» **Supplied material**
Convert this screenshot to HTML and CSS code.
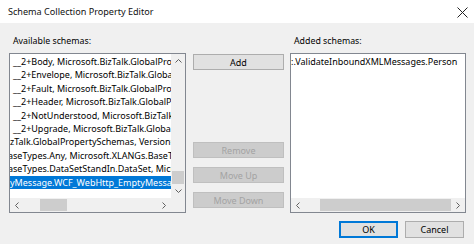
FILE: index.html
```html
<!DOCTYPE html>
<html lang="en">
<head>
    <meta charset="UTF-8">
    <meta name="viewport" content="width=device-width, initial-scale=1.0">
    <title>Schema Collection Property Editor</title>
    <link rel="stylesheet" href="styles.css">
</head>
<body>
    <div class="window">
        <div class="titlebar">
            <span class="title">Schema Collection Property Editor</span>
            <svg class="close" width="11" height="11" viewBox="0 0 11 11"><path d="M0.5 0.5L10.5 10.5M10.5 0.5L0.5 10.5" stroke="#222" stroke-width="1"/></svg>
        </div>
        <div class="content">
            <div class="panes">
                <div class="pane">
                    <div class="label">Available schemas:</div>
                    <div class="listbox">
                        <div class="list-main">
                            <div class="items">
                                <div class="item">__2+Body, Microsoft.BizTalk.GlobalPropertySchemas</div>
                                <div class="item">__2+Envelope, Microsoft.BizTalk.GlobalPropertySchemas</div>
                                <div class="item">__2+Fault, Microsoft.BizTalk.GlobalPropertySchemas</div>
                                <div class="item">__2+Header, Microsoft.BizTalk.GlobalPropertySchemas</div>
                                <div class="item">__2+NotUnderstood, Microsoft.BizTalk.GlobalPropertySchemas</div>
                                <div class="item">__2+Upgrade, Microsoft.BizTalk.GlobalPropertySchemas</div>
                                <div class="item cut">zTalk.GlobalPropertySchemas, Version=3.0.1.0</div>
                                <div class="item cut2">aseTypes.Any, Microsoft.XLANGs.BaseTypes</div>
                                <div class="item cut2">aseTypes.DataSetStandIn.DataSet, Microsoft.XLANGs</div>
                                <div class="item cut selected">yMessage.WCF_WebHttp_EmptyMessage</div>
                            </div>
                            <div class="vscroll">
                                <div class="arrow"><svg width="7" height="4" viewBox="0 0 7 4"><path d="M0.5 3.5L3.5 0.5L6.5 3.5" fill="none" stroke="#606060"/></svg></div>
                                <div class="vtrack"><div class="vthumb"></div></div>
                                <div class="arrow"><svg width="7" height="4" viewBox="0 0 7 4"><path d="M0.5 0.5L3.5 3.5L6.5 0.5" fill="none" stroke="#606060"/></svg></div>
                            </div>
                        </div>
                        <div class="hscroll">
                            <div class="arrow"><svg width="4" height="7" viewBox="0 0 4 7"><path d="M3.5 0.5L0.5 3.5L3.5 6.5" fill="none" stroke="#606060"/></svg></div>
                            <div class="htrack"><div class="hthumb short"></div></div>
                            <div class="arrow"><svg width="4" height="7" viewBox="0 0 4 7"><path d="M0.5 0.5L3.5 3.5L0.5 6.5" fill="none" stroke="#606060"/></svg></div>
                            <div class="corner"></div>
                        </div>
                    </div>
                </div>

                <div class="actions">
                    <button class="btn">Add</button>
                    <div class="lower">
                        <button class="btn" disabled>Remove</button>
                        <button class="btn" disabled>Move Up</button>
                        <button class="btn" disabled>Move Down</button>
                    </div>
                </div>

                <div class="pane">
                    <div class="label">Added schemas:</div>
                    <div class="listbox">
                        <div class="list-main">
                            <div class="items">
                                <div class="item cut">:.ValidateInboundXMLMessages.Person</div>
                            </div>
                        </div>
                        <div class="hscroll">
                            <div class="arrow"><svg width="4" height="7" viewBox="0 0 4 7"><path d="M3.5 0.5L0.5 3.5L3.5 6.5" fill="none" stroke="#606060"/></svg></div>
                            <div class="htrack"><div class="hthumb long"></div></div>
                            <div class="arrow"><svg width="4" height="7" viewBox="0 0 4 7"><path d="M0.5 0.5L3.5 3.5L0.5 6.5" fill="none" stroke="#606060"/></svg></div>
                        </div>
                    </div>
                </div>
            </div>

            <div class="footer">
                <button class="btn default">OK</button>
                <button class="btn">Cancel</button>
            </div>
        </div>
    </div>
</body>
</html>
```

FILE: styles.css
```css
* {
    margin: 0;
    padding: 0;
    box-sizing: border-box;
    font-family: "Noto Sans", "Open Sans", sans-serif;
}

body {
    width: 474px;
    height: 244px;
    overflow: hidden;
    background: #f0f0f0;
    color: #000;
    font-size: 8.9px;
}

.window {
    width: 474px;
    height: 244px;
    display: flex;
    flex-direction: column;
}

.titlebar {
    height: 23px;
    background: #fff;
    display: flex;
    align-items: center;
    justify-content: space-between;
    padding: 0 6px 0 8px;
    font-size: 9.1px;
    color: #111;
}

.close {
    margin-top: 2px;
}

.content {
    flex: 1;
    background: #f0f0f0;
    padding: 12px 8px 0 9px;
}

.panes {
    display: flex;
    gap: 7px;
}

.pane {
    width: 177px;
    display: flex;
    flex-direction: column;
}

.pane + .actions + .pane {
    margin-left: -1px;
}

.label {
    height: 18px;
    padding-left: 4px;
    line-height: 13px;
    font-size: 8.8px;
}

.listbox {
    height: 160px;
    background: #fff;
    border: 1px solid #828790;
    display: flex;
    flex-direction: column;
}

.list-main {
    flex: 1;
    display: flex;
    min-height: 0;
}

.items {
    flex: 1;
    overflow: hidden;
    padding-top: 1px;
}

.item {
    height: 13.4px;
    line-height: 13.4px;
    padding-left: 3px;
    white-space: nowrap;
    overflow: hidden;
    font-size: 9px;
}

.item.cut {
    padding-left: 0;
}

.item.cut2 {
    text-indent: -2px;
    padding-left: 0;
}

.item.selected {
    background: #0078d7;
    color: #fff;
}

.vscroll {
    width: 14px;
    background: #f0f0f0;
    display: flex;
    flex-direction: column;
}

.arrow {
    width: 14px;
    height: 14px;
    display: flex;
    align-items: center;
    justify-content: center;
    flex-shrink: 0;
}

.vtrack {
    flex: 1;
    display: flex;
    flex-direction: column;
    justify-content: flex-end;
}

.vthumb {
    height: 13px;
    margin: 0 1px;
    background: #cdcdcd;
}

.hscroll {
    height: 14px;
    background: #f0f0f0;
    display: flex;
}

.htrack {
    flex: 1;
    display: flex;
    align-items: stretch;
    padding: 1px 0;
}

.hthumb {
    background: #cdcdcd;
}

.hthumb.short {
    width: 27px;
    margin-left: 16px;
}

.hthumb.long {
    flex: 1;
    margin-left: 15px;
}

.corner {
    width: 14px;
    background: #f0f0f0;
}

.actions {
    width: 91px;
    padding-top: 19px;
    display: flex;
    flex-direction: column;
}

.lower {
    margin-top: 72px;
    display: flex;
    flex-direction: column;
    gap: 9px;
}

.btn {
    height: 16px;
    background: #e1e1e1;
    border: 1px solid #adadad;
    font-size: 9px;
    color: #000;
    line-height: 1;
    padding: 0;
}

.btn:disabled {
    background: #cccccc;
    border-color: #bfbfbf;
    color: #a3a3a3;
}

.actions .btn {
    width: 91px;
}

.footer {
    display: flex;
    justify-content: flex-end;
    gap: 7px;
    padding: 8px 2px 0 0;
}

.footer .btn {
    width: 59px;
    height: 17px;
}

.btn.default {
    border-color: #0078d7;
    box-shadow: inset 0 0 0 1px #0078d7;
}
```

» **Request**
Print out the lines exactly, skipping any picture.

» **Response below**
Convert this screenshot to HTML and CSS code.
FILE: index.html
```html
<!DOCTYPE html>
<html lang="en">
<head>
    <meta charset="UTF-8">
    <meta name="viewport" content="width=device-width, initial-scale=1.0">
    <title>Schema Collection Property Editor</title>
    <link rel="stylesheet" href="styles.css">
</head>
<body>
    <div class="window">
        <div class="titlebar">
            <span class="title">Schema Collection Property Editor</span>
            <svg class="close" width="11" height="11" viewBox="0 0 11 11"><path d="M0.5 0.5L10.5 10.5M10.5 0.5L0.5 10.5" stroke="#222" stroke-width="1"/></svg>
        </div>
        <div class="content">
            <div class="panes">
                <div class="pane">
                    <div class="label">Available schemas:</div>
                    <div class="listbox">
                        <div class="list-main">
                            <div class="items">
                                <div class="item">__2+Body, Microsoft.BizTalk.GlobalPropertySchemas</div>
                                <div class="item">__2+Envelope, Microsoft.BizTalk.GlobalPropertySchemas</div>
                                <div class="item">__2+Fault, Microsoft.BizTalk.GlobalPropertySchemas</div>
                                <div class="item">__2+Header, Microsoft.BizTalk.GlobalPropertySchemas</div>
                                <div class="item">__2+NotUnderstood, Microsoft.BizTalk.GlobalPropertySchemas</div>
                                <div class="item">__2+Upgrade, Microsoft.BizTalk.GlobalPropertySchemas</div>
                                <div class="item cut">zTalk.GlobalPropertySchemas, Version=3.0.1.0</div>
                                <div class="item cut2">aseTypes.Any, Microsoft.XLANGs.BaseTypes</div>
                                <div class="item cut2">aseTypes.DataSetStandIn.DataSet, Microsoft.XLANGs</div>
                                <div class="item cut selected">yMessage.WCF_WebHttp_EmptyMessage</div>
                            </div>
                            <div class="vscroll">
                                <div class="arrow"><svg width="7" height="4" viewBox="0 0 7 4"><path d="M0.5 3.5L3.5 0.5L6.5 3.5" fill="none" stroke="#606060"/></svg></div>
                                <div class="vtrack"><div class="vthumb"></div></div>
                                <div class="arrow"><svg width="7" height="4" viewBox="0 0 7 4"><path d="M0.5 0.5L3.5 3.5L6.5 0.5" fill="none" stroke="#606060"/></svg></div>
                            </div>
                        </div>
                        <div class="hscroll">
                            <div class="arrow"><svg width="4" height="7" viewBox="0 0 4 7"><path d="M3.5 0.5L0.5 3.5L3.5 6.5" fill="none" stroke="#606060"/></svg></div>
                            <div class="htrack"><div class="hthumb short"></div></div>
                            <div class="arrow"><svg width="4" height="7" viewBox="0 0 4 7"><path d="M0.5 0.5L3.5 3.5L0.5 6.5" fill="none" stroke="#606060"/></svg></div>
                            <div class="corner"></div>
                        </div>
                    </div>
                </div>

                <div class="actions">
                    <button class="btn">Add</button>
                    <div class="lower">
                        <button class="btn" disabled>Remove</button>
                        <button class="btn" disabled>Move Up</button>
                        <button class="btn" disabled>Move Down</button>
                    </div>
                </div>

                <div class="pane">
                    <div class="label">Added schemas:</div>
                    <div class="listbox">
                        <div class="list-main">
                            <div class="items">
                                <div class="item cut">:.ValidateInboundXMLMessages.Person</div>
                            </div>
                        </div>
                        <div class="hscroll">
                            <div class="arrow"><svg width="4" height="7" viewBox="0 0 4 7"><path d="M3.5 0.5L0.5 3.5L3.5 6.5" fill="none" stroke="#606060"/></svg></div>
                            <div class="htrack"><div class="hthumb long"></div></div>
                            <div class="arrow"><svg width="4" height="7" viewBox="0 0 4 7"><path d="M0.5 0.5L3.5 3.5L0.5 6.5" fill="none" stroke="#606060"/></svg></div>
                        </div>
                    </div>
                </div>
            </div>

            <div class="footer">
                <button class="btn default">OK</button>
                <button class="btn">Cancel</button>
            </div>
        </div>
    </div>
</body>
</html>
```

FILE: styles.css
```css
* {
    margin: 0;
    padding: 0;
    box-sizing: border-box;
    font-family: "Noto Sans", "Open Sans", sans-serif;
}

body {
    width: 474px;
    height: 244px;
    overflow: hidden;
    background: #f0f0f0;
    color: #000;
    font-size: 8.9px;
}

.window {
    width: 474px;
    height: 244px;
    display: flex;
    flex-direction: column;
}

.titlebar {
    height: 23px;
    background: #fff;
    display: flex;
    align-items: center;
    justify-content: space-between;
    padding: 0 6px 0 8px;
    font-size: 9.1px;
    color: #111;
}

.close {
    margin-top: 2px;
}

.content {
    flex: 1;
    background: #f0f0f0;
    padding: 12px 8px 0 9px;
}

.panes {
    display: flex;
    gap: 7px;
}

.pane {
    width: 177px;
    display: flex;
    flex-direction: column;
}

.pane + .actions + .pane {
    margin-left: -1px;
}

.label {
    height: 18px;
    padding-left: 4px;
    line-height: 13px;
    font-size: 8.8px;
}

.listbox {
    height: 160px;
    background: #fff;
    border: 1px solid #828790;
    display: flex;
    flex-direction: column;
}

.list-main {
    flex: 1;
    display: flex;
    min-height: 0;
}

.items {
    flex: 1;
    overflow: hidden;
    padding-top: 1px;
}

.item {
    height: 13.4px;
    line-height: 13.4px;
    padding-left: 3px;
    white-space: nowrap;
    overflow: hidden;
    font-size: 9px;
}

.item.cut {
    padding-left: 0;
}

.item.cut2 {
    text-indent: -2px;
    padding-left: 0;
}

.item.selected {
    background: #0078d7;
    color: #fff;
}

.vscroll {
    width: 14px;
    background: #f0f0f0;
    display: flex;
    flex-direction: column;
}

.arrow {
    width: 14px;
    height: 14px;
    display: flex;
    align-items: center;
    justify-content: center;
    flex-shrink: 0;
}

.vtrack {
    flex: 1;
    display: flex;
    flex-direction: column;
    justify-content: flex-end;
}

.vthumb {
    height: 13px;
    margin: 0 1px;
    background: #cdcdcd;
}

.hscroll {
    height: 14px;
    background: #f0f0f0;
    display: flex;
}

.htrack {
    flex: 1;
    display: flex;
    align-items: stretch;
    padding: 1px 0;
}

.hthumb {
    background: #cdcdcd;
}

.hthumb.short {
    width: 27px;
    margin-left: 16px;
}

.hthumb.long {
    flex: 1;
    margin-left: 15px;
}

.corner {
    width: 14px;
    background: #f0f0f0;
}

.actions {
    width: 91px;
    padding-top: 19px;
    display: flex;
    flex-direction: column;
}

.lower {
    margin-top: 72px;
    display: flex;
    flex-direction: column;
    gap: 9px;
}

.btn {
    height: 16px;
    background: #e1e1e1;
    border: 1px solid #adadad;
    font-size: 9px;
    color: #000;
    line-height: 1;
    padding: 0;
}

.btn:disabled {
    background: #cccccc;
    border-color: #bfbfbf;
    color: #a3a3a3;
}

.actions .btn {
    width: 91px;
}

.footer {
    display: flex;
    justify-content: flex-end;
    gap: 7px;
    padding: 8px 2px 0 0;
}

.footer .btn {
    width: 59px;
    height: 17px;
}

.btn.default {
    border-color: #0078d7;
    box-shadow: inset 0 0 0 1px #0078d7;
}
```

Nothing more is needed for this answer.